Finding and Preserving Online Evidence
Every court conviction requires evidence to be presented. In order to be considered admissible by a court, evidence must be preserved properly to ensure that no one has altered it.
In many instances however, internet evidence is inadvertently destroyed which makes obtaining a conviction using internet forensics alone a fairly difficult task. Internet evidence is fragile and can easily become inadmissible in a court due to questions regarding it’s authenticity.
Examples of digital evidence include personal computers or laptops, mobile phones- especially smartphones which usually contain GPS which can give you information concerning a person’s whereabouts, social media accounts, and digital cameras which can contain photos with metadata identifying the time and location in which the photos were taken.
Evidence that is found in an email, an online forum such as 4chan or Reddit, or within a social media platform is still subject to the same duty to preserve relevant and material information as any other type of traditional evidence or ESI (electronically stored information). However the similarities between traditional evidence and ESI end there. For instance, there are no auto-delete systems in place that will find and erase things such as fingerprints or trace evidence as there are in the digital world, you also can’t use programs such as photo editing software to doctor most traditional evidence. This creates a predicament belonging exclusively to the preservation of internet evidence.
So in a world where it has become incredibly simple for anyone with a smartphone to doctor internet evidence it is crucial to ensure that you can prove that the evidence you are presenting to the court is legitimate. How do you do that?

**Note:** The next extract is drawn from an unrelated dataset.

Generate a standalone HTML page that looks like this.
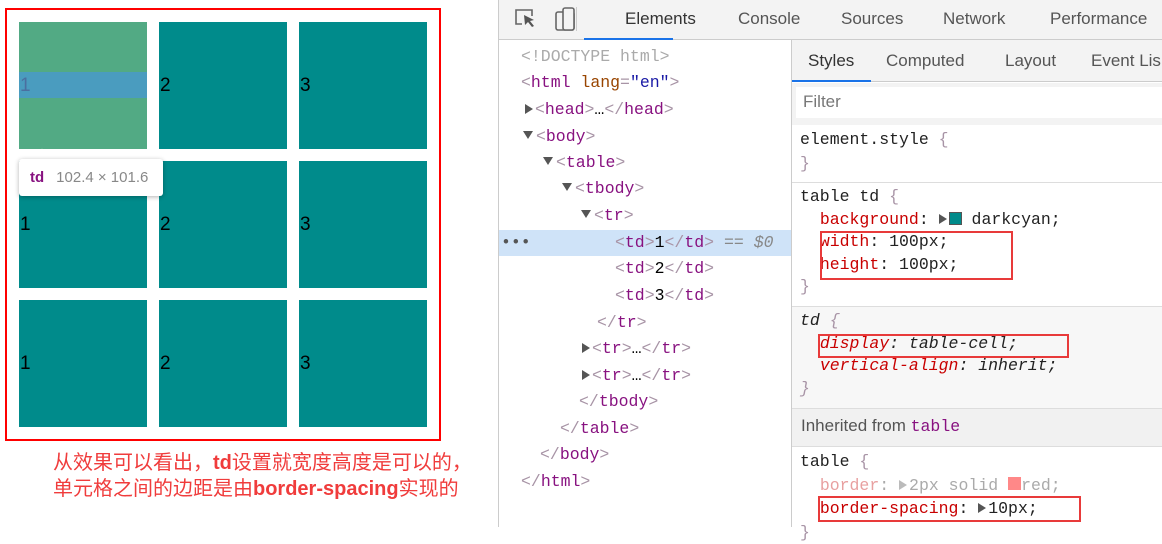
<!DOCTYPE html>
<html><head><meta charset="utf-8"><style>
*{margin:0;padding:0;box-sizing:border-box}
body{width:1162px;height:527px;overflow:hidden;background:#fff;position:relative;font-family:"Liberation Sans",sans-serif}
.a{position:absolute;white-space:nowrap}
.cell{position:absolute;width:128px;height:127px;background:#008b8b;font-size:19px;color:#000;line-height:127px;padding-left:1px}
.mono{font-family:"Liberation Mono",monospace;font-size:16.5px}
.t{color:#881280}.at{color:#994500}.av{color:#1a1aa6}.g{color:#a894a6}
.dl{position:absolute;left:0;height:26px;line-height:26px;width:292px;white-space:nowrap}
.p{color:#c80000}.r{border:2px solid #e83a3a;position:absolute}
.tri{display:inline-block;width:0;height:0;border-left:8px solid #555;border-top:5px solid transparent;border-bottom:5px solid transparent;margin-right:2px}
.trd{display:inline-block;width:0;height:0;border-top:8px solid #555;border-left:5px solid transparent;border-right:5px solid transparent;margin-right:3px;vertical-align:2px}
</style></head><body>
<div class="a" style="left:5px;top:8px;width:436px;height:433px;border:2px solid #f00"></div>
<div class="cell" style="left:19px;top:22px;background:#52aa84"><div style="position:absolute;left:0;top:50px;width:128px;height:26px;background:#4a9cbf"></div><span style="position:relative;color:#4b6fa0">1</span></div>
<div class="cell" style="left:159px;top:22px">2</div>
<div class="cell" style="left:299px;top:22px">3</div>
<div class="cell" style="left:19px;top:161px">1</div>
<div class="cell" style="left:159px;top:161px">2</div>
<div class="cell" style="left:299px;top:161px">3</div>
<div class="cell" style="left:19px;top:300px">1</div>
<div class="cell" style="left:159px;top:300px">2</div>
<div class="cell" style="left:299px;top:300px">3</div>
<div class="a" style="left:34px;top:152px;width:16px;height:16px;background:#fff;transform:rotate(45deg)"></div>
<div class="a" style="left:19px;top:159px;width:144px;height:37px;background:#fff;border-radius:3px;box-shadow:0 1px 5px rgba(0,0,0,.3);font-size:15px;line-height:37px;padding-left:11px"><b style="color:#881280">td</b><span style="color:#888;margin-left:12px">102.4 × 101.6</span></div>
<div class="a" style="left:53px;top:450px;color:#f03c3c;font-size:20px;line-height:26px;font-family:'Liberation Sans','Noto Sans CJK SC',sans-serif">从效果可以看出，<b>td</b>设置就宽度高度是可以的，<br>单元格之间的边距是由<b>border-spacing</b>实现的</div>

<div class="a" style="left:498px;top:0;width:1px;height:527px;background:#ccc"></div>
<div class="a" style="left:499px;top:0;width:663px;height:40px;background:#f3f3f3;border-bottom:1px solid #ccc"></div>
<svg class="a" style="left:512px;top:6px" width="70" height="26" viewBox="0 0 70 26"><path d="M10 18H4V4h16v6" fill="none" stroke="#666" stroke-width="1.6"/><path d="M12 9l10 5-4 1 4 5-2 1-4-5-3 3z" fill="#555"/><rect x="44" y="6" width="18" height="18" rx="2" fill="none" stroke="#666" stroke-width="1.6"/><rect x="51" y="2" width="11" height="22" rx="2" fill="#f3f3f3" stroke="#666" stroke-width="1.6"/></svg>
<div class="a" style="left:576px;top:7px;width:1px;height:24px;background:#ccc"></div>
<div class="a" style="left:584px;top:0;width:89px;height:40px;border-bottom:2px solid #1a73e8"></div>
<div class="a" style="top:9px;font-size:17px;color:#333;left:625px">Elements</div>
<div class="a" style="top:9px;font-size:17px;color:#555;left:738px">Console</div>
<div class="a" style="top:9px;font-size:17px;color:#555;left:841px">Sources</div>
<div class="a" style="top:9px;font-size:17px;color:#555;left:943px">Network</div>
<div class="a" style="top:9px;font-size:17px;color:#555;left:1050px">Performance</div>

<div class="a mono" style="left:499px;top:44px;width:292px;height:483px">
<div class="dl" style="top:0;padding-left:22px;color:#aaa">&lt;!DOCTYPE html&gt;</div>
<div class="dl" style="top:26px;padding-left:22px"><span class="g">&lt;</span><span class="t">html</span> <span class="at">lang</span><span class="g">=</span><span class="av">"en"</span><span class="g">&gt;</span></div>
<div class="dl" style="top:53px;padding-left:26px"><span class="tri"></span><span class="t"><span class="g">&lt;</span>head<span class="g">&gt;</span></span>…<span class="g">&lt;/</span><span class="t">head</span><span class="g">&gt;</span></div>
<div class="dl" style="top:80px;padding-left:24px"><span class="trd"></span><span class="g">&lt;</span><span class="t">body</span><span class="g">&gt;</span></div>
<div class="dl" style="top:106px;padding-left:44px"><span class="trd"></span><span class="g">&lt;</span><span class="t">table</span><span class="g">&gt;</span></div>
<div class="dl" style="top:132px;padding-left:63px"><span class="trd"></span><span class="g">&lt;</span><span class="t">tbody</span><span class="g">&gt;</span></div>
<div class="dl" style="top:159px;padding-left:82px"><span class="trd"></span><span class="g">&lt;</span><span class="t">tr</span><span class="g">&gt;</span></div>
<div class="dl" style="top:186px;padding-left:116px;background:#cfe3f8"><span style="position:absolute;left:2px;color:#555">•••</span><span class="g">&lt;</span><span class="t">td</span><span class="g">&gt;</span>1<span class="g">&lt;/</span><span class="t">td</span><span class="g">&gt;</span> <span style="color:#888">== <i>$0</i></span></div>
<div class="dl" style="top:212px;padding-left:116px"><span class="g">&lt;</span><span class="t">td</span><span class="g">&gt;</span>2<span class="g">&lt;/</span><span class="t">td</span><span class="g">&gt;</span></div>
<div class="dl" style="top:239px;padding-left:116px"><span class="g">&lt;</span><span class="t">td</span><span class="g">&gt;</span>3<span class="g">&lt;/</span><span class="t">td</span><span class="g">&gt;</span></div>
<div class="dl" style="top:266px;padding-left:98px"><span class="g">&lt;/</span><span class="t">tr</span><span class="g">&gt;</span></div>
<div class="dl" style="top:292px;padding-left:83px"><span class="tri"></span><span class="g">&lt;</span><span class="t">tr</span><span class="g">&gt;</span>…<span class="g">&lt;/</span><span class="t">tr</span><span class="g">&gt;</span></div>
<div class="dl" style="top:319px;padding-left:83px"><span class="tri"></span><span class="g">&lt;</span><span class="t">tr</span><span class="g">&gt;</span>…<span class="g">&lt;/</span><span class="t">tr</span><span class="g">&gt;</span></div>
<div class="dl" style="top:345px;padding-left:80px"><span class="g">&lt;/</span><span class="t">tbody</span><span class="g">&gt;</span></div>
<div class="dl" style="top:372px;padding-left:61px"><span class="g">&lt;/</span><span class="t">table</span><span class="g">&gt;</span></div>
<div class="dl" style="top:398px;padding-left:41px"><span class="g">&lt;/</span><span class="t">body</span><span class="g">&gt;</span></div>
<div class="dl" style="top:425px;padding-left:22px"><span class="g">&lt;/</span><span class="t">html</span><span class="g">&gt;</span></div>
</div>

<div class="a" style="left:791px;top:40px;width:1px;height:487px;background:#ccc"></div>
<div class="a" style="left:792px;top:40px;width:370px;height:42px;background:#f3f3f3;border-bottom:1px solid #ccc"></div>
<div class="a" style="left:792px;top:80px;width:79px;height:2px;background:#1a73e8"></div>
<div class="a" style="top:51px;font-size:17px;color:#333;left:808px">Styles</div>
<div class="a" style="top:51px;font-size:17px;color:#555;left:886px">Computed</div>
<div class="a" style="top:51px;font-size:17px;color:#555;left:1005px">Layout</div>
<div class="a" style="top:51px;font-size:17px;color:#555;left:1091px">Event Lis</div>
<div class="a" style="left:792px;top:83px;width:370px;height:42px;background:#f3f3f3"></div>
<div class="a" style="left:796px;top:87px;width:366px;height:31px;background:#fff;font-size:17px;color:#777;padding:5px 0 0 7px">Filter</div>

<div class="a mono" style="left:800px;top:128px;line-height:24px;color:#222">element.style <span class="g">{</span><br><span class="g">}</span></div>
<div class="a" style="left:792px;top:182px;width:370px;height:1px;background:#ddd"></div>
<div class="a mono" style="left:800px;top:186px;line-height:22.5px;color:#222">table td <span class="g">{</span><br>&nbsp;&nbsp;<span class="p">background</span>: <span class="tri"></span><span style="display:inline-block;width:13px;height:13px;background:#008b8b;border:1px solid #555;vertical-align:-1px"></span> darkcyan;<br>&nbsp;&nbsp;<span class="p">width</span>: 100px;<br>&nbsp;&nbsp;<span class="p">height</span>: 100px;<br><span class="g">}</span></div>
<div class="r" style="left:820px;top:231px;width:193px;height:49px"></div>
<div class="a" style="left:792px;top:306px;width:370px;height:102px;background:#f7f7f7;border-top:1px solid #ddd"></div>
<div class="a mono" style="left:800px;top:310px;line-height:22.5px;color:#222;font-style:italic">td <span class="g">{</span><br>&nbsp;&nbsp;<span class="p">display</span>: table-cell;<br>&nbsp;&nbsp;<span class="p">vertical-align</span>: inherit;<br><span class="g">}</span></div>
<div class="r" style="left:818px;top:334px;width:251px;height:24px"></div>
<div class="a" style="left:792px;top:408px;width:370px;height:39px;background:#f1f1f1;border-top:1px solid #ddd;border-bottom:1px solid #ddd"></div>
<div class="a" style="left:801px;top:416px;font-size:17px;color:#555">Inherited from <span class="mono t">table</span></div>
<div class="a mono" style="left:800px;top:450px;line-height:23.5px;color:#222">table <span class="g">{</span><br>&nbsp;&nbsp;<span style="color:#e8a0a0">border</span><span style="color:#aaa">: <span class="tri" style="border-left-color:#bbb"></span>2px solid <span style="display:inline-block;width:13px;height:13px;background:#f88"></span>red;</span><br>&nbsp;&nbsp;<span class="p">border-spacing</span>: <span class="tri"></span>10px;<br><span class="g">}</span></div>
<div class="r" style="left:818px;top:496px;width:263px;height:26px"></div>
</body></html>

The simplest solution is to impound the device in question IMMEDIATELY- lessening the odds that files can be deleted or edited- tweet this. Once the device is in custody it should remain off until it is examined by a trained computer forensic examiner; Computer Forensics examiners prepare chain of custody documentation and use techniques that establish that evidence that was found and duplicated is an exact, verifiable copy of the information that was originally found. Next the examiner will need to create a documented forensic image- many lawyers employ the services of programs such as WebCase or WinHTTrack- programs such as these document web content by recording keystrokes and geo-locations of IP addresses, they also allow someone to download an entire website, which can they can then save and open- showing the website exactly as it looked at any given point in time, virtually eliminating the possibility of the evidence being tampered with. It is then imperative to verify that the images that were created during this process are accurate using a process known as hash verification. According to Wikipedia hash verification is used for assuring integrity of transmitted data, and is the building block for HMACs, which provide message authentication. Once hash values are compared, if they match, the file is then considered uncorrupted and accurate.